The report comes as part of a continued drive to urge app developers to disclose their privacy practices to parents in order to allow them to make informed decisions for their children's privacy and safety. Only 20 percent of the reviewed apps disclosed any information about their privacy policies prior to download.
According to the LA Times federal regulators have previously called upon Apple and Google, the two largest app stores, to track the data collection and sharing policies of developers who use their stores to market mobile apps to children. The FTC, however, has faced resistance from the companies who have lobbied government to exempt them from responsibilities pertaining to privacy violations by independent app developers. Catherine Novelli, Apple's company director of privacy, pressed the FTC on November 7th to exempt the company from responsibilities, arguing that Apple can't control the kinds of data that apps collect and thus cannot keep third party developers accountable to the regulations of the Children's Online Privacy Protection Act (Coppa)
Last year the FTC charged app developer W3 innovations, which develops childrens games for the iPhone and iPod touch, for illegally collecting and disclosing the personal data of thousands of children without their parents' permission.
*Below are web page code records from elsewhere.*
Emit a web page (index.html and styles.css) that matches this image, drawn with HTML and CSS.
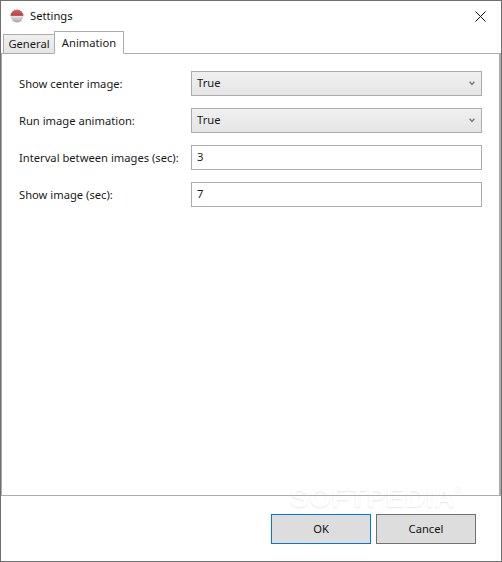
FILE: index.html
```html
<!DOCTYPE html>
<html lang="en">
<head>
<meta charset="utf-8">
<title>Settings</title>
<link rel="stylesheet" href="styles.css">
</head>
<body>
<div class="window">
  <header class="titlebar">
    <svg class="app-icon" width="14" height="14" viewBox="0 0 14 14">
      <defs>
        <linearGradient id="ball" x1="0" y1="0" x2="0" y2="1">
          <stop offset="0" stop-color="#d06a6c"/>
          <stop offset="0.45" stop-color="#c23a40"/>
          <stop offset="0.52" stop-color="#e4e4e4"/>
          <stop offset="1" stop-color="#a0a0a0"/>
        </linearGradient>
      </defs>
      <circle cx="7" cy="7" r="6.5" fill="url(#ball)"/>
    </svg>
    <span class="title">Settings</span>
    <svg class="close" width="11" height="11" viewBox="0 0 11 11">
      <path d="M0.5 0.5L10.5 10.5M10.5 0.5L0.5 10.5" stroke="#111" stroke-width="1" fill="none"/>
    </svg>
  </header>
  <nav class="tabs">
    <div class="tab">General</div>
    <div class="tab active">Animation</div>
  </nav>
  <main class="panel">
    <div class="row">
      <label class="label">Show center image:</label>
      <div class="field select"><span>True</span>
        <svg class="chev" width="6" height="5" viewBox="0 0 6 5"><path d="M0.6 0.8L3 3.4L5.4 0.8" stroke="#777" stroke-width="1.4" fill="none"/></svg>
      </div>
    </div>
    <div class="row">
      <label class="label">Run image animation:</label>
      <div class="field select"><span>True</span>
        <svg class="chev" width="6" height="5" viewBox="0 0 6 5"><path d="M0.6 0.8L3 3.4L5.4 0.8" stroke="#777" stroke-width="1.4" fill="none"/></svg>
      </div>
    </div>
    <div class="row">
      <label class="label">Interval between images (sec):</label>
      <div class="field input"><span>3</span></div>
    </div>
    <div class="row">
      <label class="label">Show image (sec):</label>
      <div class="field input"><span>7</span></div>
    </div>
  </main>
  <footer class="footer">
    <button class="btn default">OK</button>
    <button class="btn">Cancel</button>
  </footer>
  <div class="watermark">SOFTPEDIA<sup>®</sup></div>
</div>
</body>
</html>
```
FILE: styles.css
```css
* { box-sizing: border-box; }
html, body { margin: 0; padding: 0; }
body {
  width: 502px;
  height: 562px;
  background: #fff;
  font-family: "Noto Sans", "Open Sans", sans-serif;
  font-size: 11.2px;
  color: #1a1a1a;
}
.window {
  position: relative;
  width: 502px;
  height: 562px;
  border: 1px solid #6e6e6e;
  display: flex;
  flex-direction: column;
  overflow: hidden;
}
.titlebar {
  height: 31px;
  flex: none;
  display: flex;
  align-items: center;
  padding: 0 15px 1px 9px;
}
.title { margin-left: 6px; margin-bottom: 2px; color: #111; }
.close { margin-left: auto; }
.tabs {
  height: 22px;
  flex: none;
  display: flex;
  align-items: flex-end;
  padding-left: 2px;
  position: relative;
  z-index: 2;
  margin-bottom: -1px;
}
.tab {
  height: 20px;
  width: 52px;
  border: 1px solid #acacac;
  background: linear-gradient(#f0f0f0, #e5e5e5);
  text-align: center;
  line-height: 17px;
  margin-right: -1px;
}
.tab.active {
  height: 23px;
  width: 70px;
  background: #fff;
  border-bottom-color: #fff;
  line-height: 22px;
}
.panel {
  position: relative;
  z-index: 1;
  height: 443px;
  flex: none;
  border: 1px solid #acacac;
  border-right-width: 2px;
  padding: 17px 17px 0 17px;
  display: flex;
  flex-direction: column;
  gap: 12px;
}
.row { display: flex; align-items: center; height: 25px; flex: none; }
.label { width: 172px; flex: none; }
.field {
  width: 292px;
  height: 25px;
  border: 1px solid #acacac;
  background: #fff;
  display: flex;
  align-items: center;
  justify-content: space-between;
  padding: 0 5px;
}
.input { padding-bottom: 2px; }
.select { background: linear-gradient(#f0f0f0, #e5e5e5); padding-bottom: 2px; }
.chev { margin-top: 2px; margin-right: 1px; }
.footer {
  flex: 1;
  display: flex;
  justify-content: flex-end;
  align-items: flex-start;
  gap: 5px;
  padding: 18px 25px 0 0;
}
.btn {
  width: 100px;
  height: 30px;
  border: 1px solid #707070;
  background: #dddddd;
  font: inherit;
  color: #111;
  padding: 0 0 2px;
}
.btn.default { border-color: #0078d7; }
.watermark {
  position: absolute;
  z-index: 0;
  left: 289px;
  top: 481px;
  font-family: "Liberation Sans", sans-serif;
  font-weight: 700;
  font-size: 28px;
  letter-spacing: 0.5px;
  color: #ffffff;
  text-shadow: 0 1px 2px rgba(0, 0, 0, 0.1);
  pointer-events: none;
  white-space: nowrap;
}
.watermark sup { font-size: 10px; font-weight: 400; vertical-align: 14px; }
```
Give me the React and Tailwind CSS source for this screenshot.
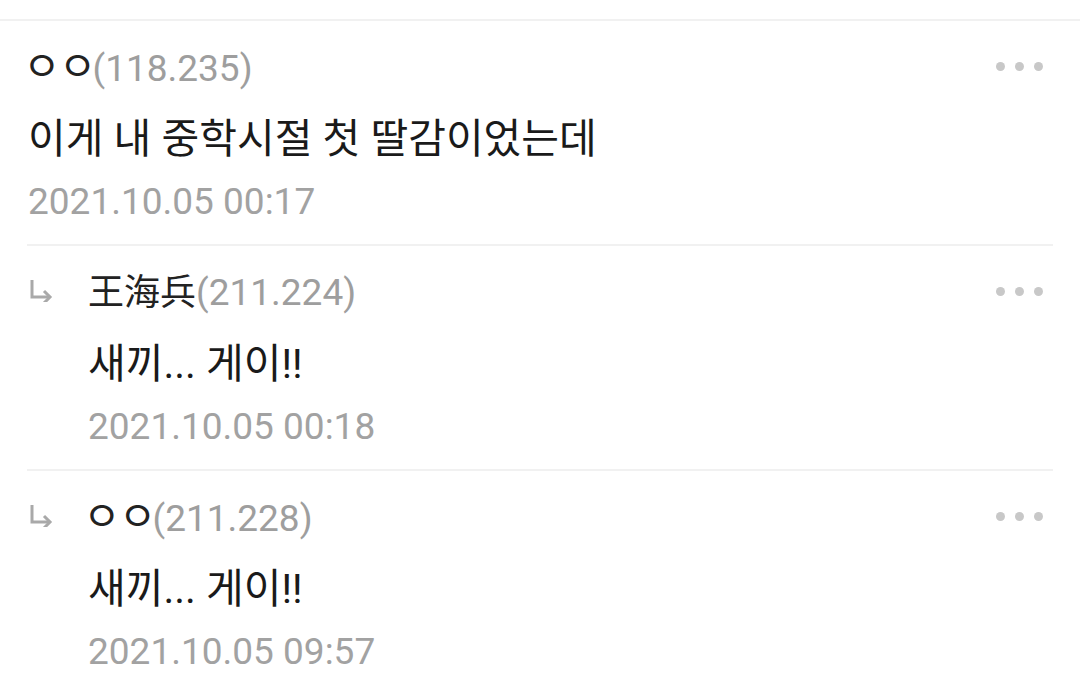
import { Fragment } from "react";

const comments = [
  { id: 1, name: "ㅇㅇ", ip: "118.235", text: "이게 내 중학시절 첫 딸감이었는데", date: "2021.10.05 00:17", reply: false },
  { id: 2, name: "王海兵", ip: "211.224", text: "새끼... 게이!!", date: "2021.10.05 00:18", reply: true },
  { id: 3, name: "ㅇㅇ", ip: "211.228", text: "새끼... 게이!!", date: "2021.10.05 09:57", reply: true },
];

const font = "font-['Roboto','Noto_Sans_CJK_KR','Noto_Sans_CJK_SC',sans-serif]";
const isHangul = (s) => /[\u3131-\u318E\uAC00-\uD7A3]/.test(s);

const MoreDots = () => (
  <div className="flex items-center gap-[10px]">
    <span className="size-[9px] rounded-full bg-[#c8c8c8]" />
    <span className="size-[9px] rounded-full bg-[#c8c8c8]" />
    <span className="size-[9px] rounded-full bg-[#c8c8c8]" />
  </div>
);

const ReplyArrow = () => (
  <svg width="24" height="22" viewBox="0 0 24 22" fill="none" stroke="#a9a9a9" strokeWidth="3">
    <path d="M3 0 V17 H21" />
    <path d="M15 11 L21 17 L15 23" strokeLinejoin="miter" />
  </svg>
);

const Comment = ({ comment }) => (
  <div className="flex pt-[16px] pb-[12px]">
    <div className={comment.reply ? "w-[88px] shrink-0" : "w-[28px] shrink-0"}>
      {comment.reply && (
        <div className="flex h-[60px] items-center pl-[29px] pb-[2px]">
          <ReplyArrow />
        </div>
      )}
    </div>
    <div className="flex-1">
      <div className="flex h-[60px] items-center justify-between pr-[37px]">
        <div className="text-[37px] leading-none">
          {isHangul(comment.name) ? (
            <span className="ml-[-5px] mr-[-2px] text-[41px] tracking-[-2px] text-[#222]">{comment.name}</span>
          ) : (
            <span className="text-[36px] text-[#222]">{comment.name}</span>
          )}
          <span className="text-[#9e9e9e]">({comment.ip})</span>
        </div>
        <div className="pb-[1px]">
          <MoreDots />
        </div>
      </div>
      <div className="mt-[13px] flex h-[60px] items-center text-[41px] text-[#1a1a1a]">{comment.text}</div>
      <div className="mt-[2px] flex h-[60px] items-center text-[37px] text-[#a2a2a2]">{comment.date}</div>
    </div>
  </div>
);

export default function App() {
  return (
    <div className={`h-[683px] w-[1080px] overflow-hidden bg-white ${font}`}>
      <div className="h-[19px]" />
      <div className="h-[2px] bg-[#f1f1f1]" />
      {comments.map((c, i) => (
        <Fragment key={c.id}>
          <Comment comment={c} />
          {i < comments.length - 1 && <div className="mx-[27px] h-[2px] bg-[#f1f1f1]" />}
        </Fragment>
      ))}
    </div>
  );
}
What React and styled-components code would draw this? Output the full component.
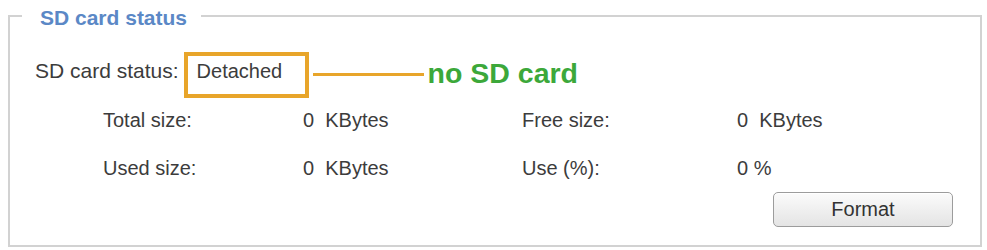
import React from "react";
import styled, { createGlobalStyle } from "styled-components";

const Global = createGlobalStyle`
  html, body { margin: 0; padding: 0; background: #ffffff; }
  body { font-family: "Liberation Sans", Arial, sans-serif; color: #3c3c3c; }
`;

const Panel = styled.fieldset`
  box-sizing: border-box;
  width: 974px;
  margin: 1px 0 0 8px;
  padding: 0 12px 18px 12px;
  border: 2px solid #d2d2d2;
  min-width: 0;
`;

const Legend = styled.legend`
  padding: 5px 14px 0 18px;
  font-size: 21px;
  line-height: 24px;
  font-weight: bold;
  color: #5b88c6;
`;

const Content = styled.div`
  padding: 22px 15px 0 13px;
  display: flex;
  flex-direction: column;
`;

const StatusRow = styled.div`
  display: flex;
  align-items: flex-start;
  height: 46px;
`;

const Text = styled.span`
  font-size: 20px;
  line-height: 24px;
  color: #3c3c3c;
  white-space: pre;
`;

const StatusLabel = styled(Text)`
  font-size: 21px;
  margin-top: 7px;
  margin-right: 5px;
`;

const Highlight = styled.div`
  box-sizing: border-box;
  width: 125px;
  height: 46px;
  border: 4px solid #e8a52a;
  padding: 3px 0 0 9px;
`;

const Connector = styled.div`
  width: 111px;
  height: 3px;
  margin: 21px 4px 0 4px;
  background: #e8a52a;
`;

const Note = styled.span`
  margin-top: 5px;
  font-size: 28.5px;
  line-height: 32px;
  font-weight: bold;
  color: #3ca83a;
`;

const Stats = styled.div`
  display: grid;
  grid-template-columns: 200px 219px 215px 1fr;
  row-gap: 24px;
  margin: 10px 0 0 68px;
`;

const Actions = styled.div`
  display: flex;
  justify-content: flex-end;
  margin-top: 12px;
`;

const Button = styled.button`
  box-sizing: border-box;
  width: 180px;
  height: 35px;
  border: 1px solid #9c9c9c;
  border-radius: 5px;
  background: linear-gradient(#fbfbfb, #e4e4e4);
  box-shadow: inset 0 1px 0 #ffffff;
  font-family: "Liberation Sans", Arial, sans-serif;
  font-size: 20px;
  color: #333333;
  padding: 0;
`;

const stats = [
  ["Total size:", "0\u00a0 KBytes", "Free size:", "0\u00a0 KBytes"],
  ["Used size:", "0\u00a0 KBytes", "Use (%):", "0 %"],
];

export default function App() {
  return (
    <>
      <Global />
      <Panel>
        <Legend>SD card status</Legend>
        <Content>
          <StatusRow>
            <StatusLabel>SD card status:</StatusLabel>
            <Highlight>
              <Text>Detached</Text>
            </Highlight>
            <Connector />
            <Note>no SD card</Note>
          </StatusRow>
          <Stats>
            {stats.flat().map((t, i) => (
              <Text key={i}>{t}</Text>
            ))}
          </Stats>
          <Actions>
            <Button>Format</Button>
          </Actions>
        </Content>
      </Panel>
    </>
  );
}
Calls for privacy readjustments and greater transparency for parents are also being made by consumer activist groups who are pushing for self-regulation within the market. Consumer Action, one such group from San Francisco, California suggests that developers are beginning to see the market advantages of transparency. Michelle De Moov, senior associate at Consumer Action, believes clear privacy policies are good for both consumers and commerce- "I think app developers see the market advantage to this, the goal is to provide transparency that the consumers, who after all are the customer of the apps, have asked for."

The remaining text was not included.